The Mouse of Tomorrow starring Super Mouse (1942)

Here’s the 1950 16mm Castle Films B&W-only home movie release of the first Super Mouse cartoon, originally released in October 1942. This was also released in a silent 8mm version. Notice that Castle put its own title cards on it, but unlike the shortened CBS versions, the cartoon is fully complete, including the opening and closing titles music, and instead of the “replaced” narration of “Mighty Mouse!” when the mouse bursts through the cheese, the original track remains intact. An original 1942 negative was obviously provided to Castle to make its own version for the home movie marketplace. Directed by Eddie Donnelly, story by John Foster, music by Philip A. Scheib. Two years later Super Mouse would become Mighty Mouse in The Wreck of the Hesperus.

The Wreck of the Hesperus starring Mighty Mouse (1944)
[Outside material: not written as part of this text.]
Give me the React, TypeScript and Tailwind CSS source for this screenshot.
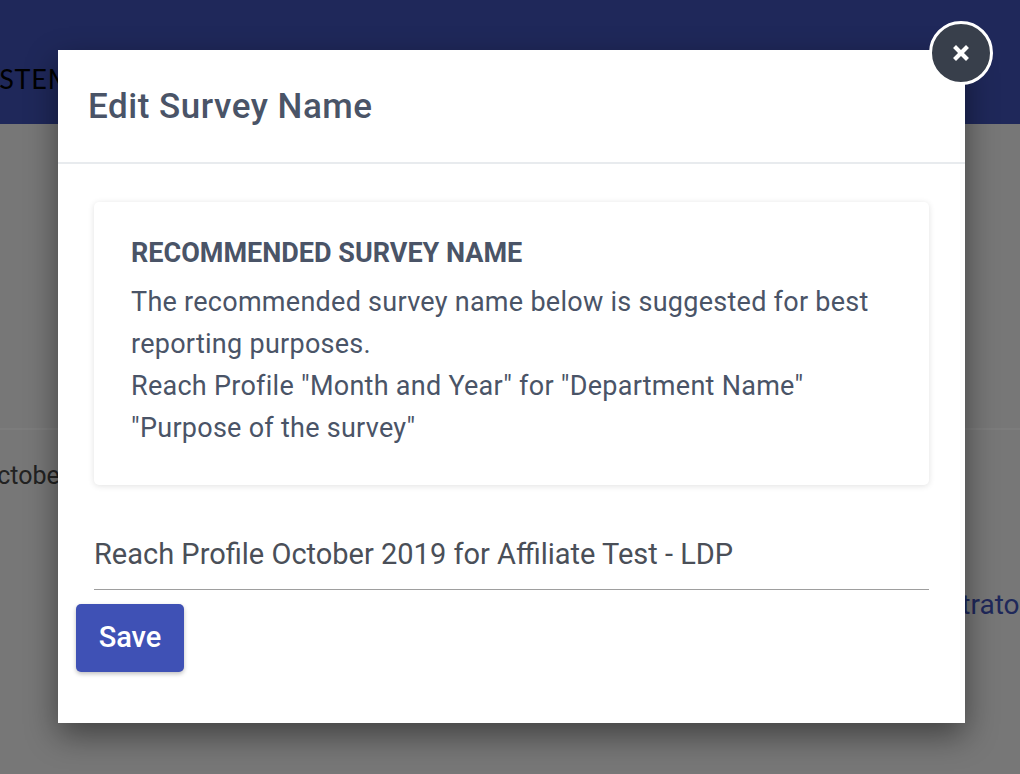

The first appearance of Mighty Mouse, after Paul Terry decided to rename the Super Mouse character from The Mouse of Tomorrow, in which the mouse was originally conceived by Isadore Klein as a fly, before Terry stepped in and demanded he be made a mouse. Originally released in 1944, directed by Mannie Davis, story by John Foster (loosely inspired by Longfellow’s poem), with music by Philip A. Scheib. This is a 16mm sound version from Castle Films, which also released a silent 8mm version as well. The Wreck of the Hesperus later appeared on TV as part of Mighty Mouse Playhouse on CBS after Castle Films sold the entire Terrytoons library to CBS.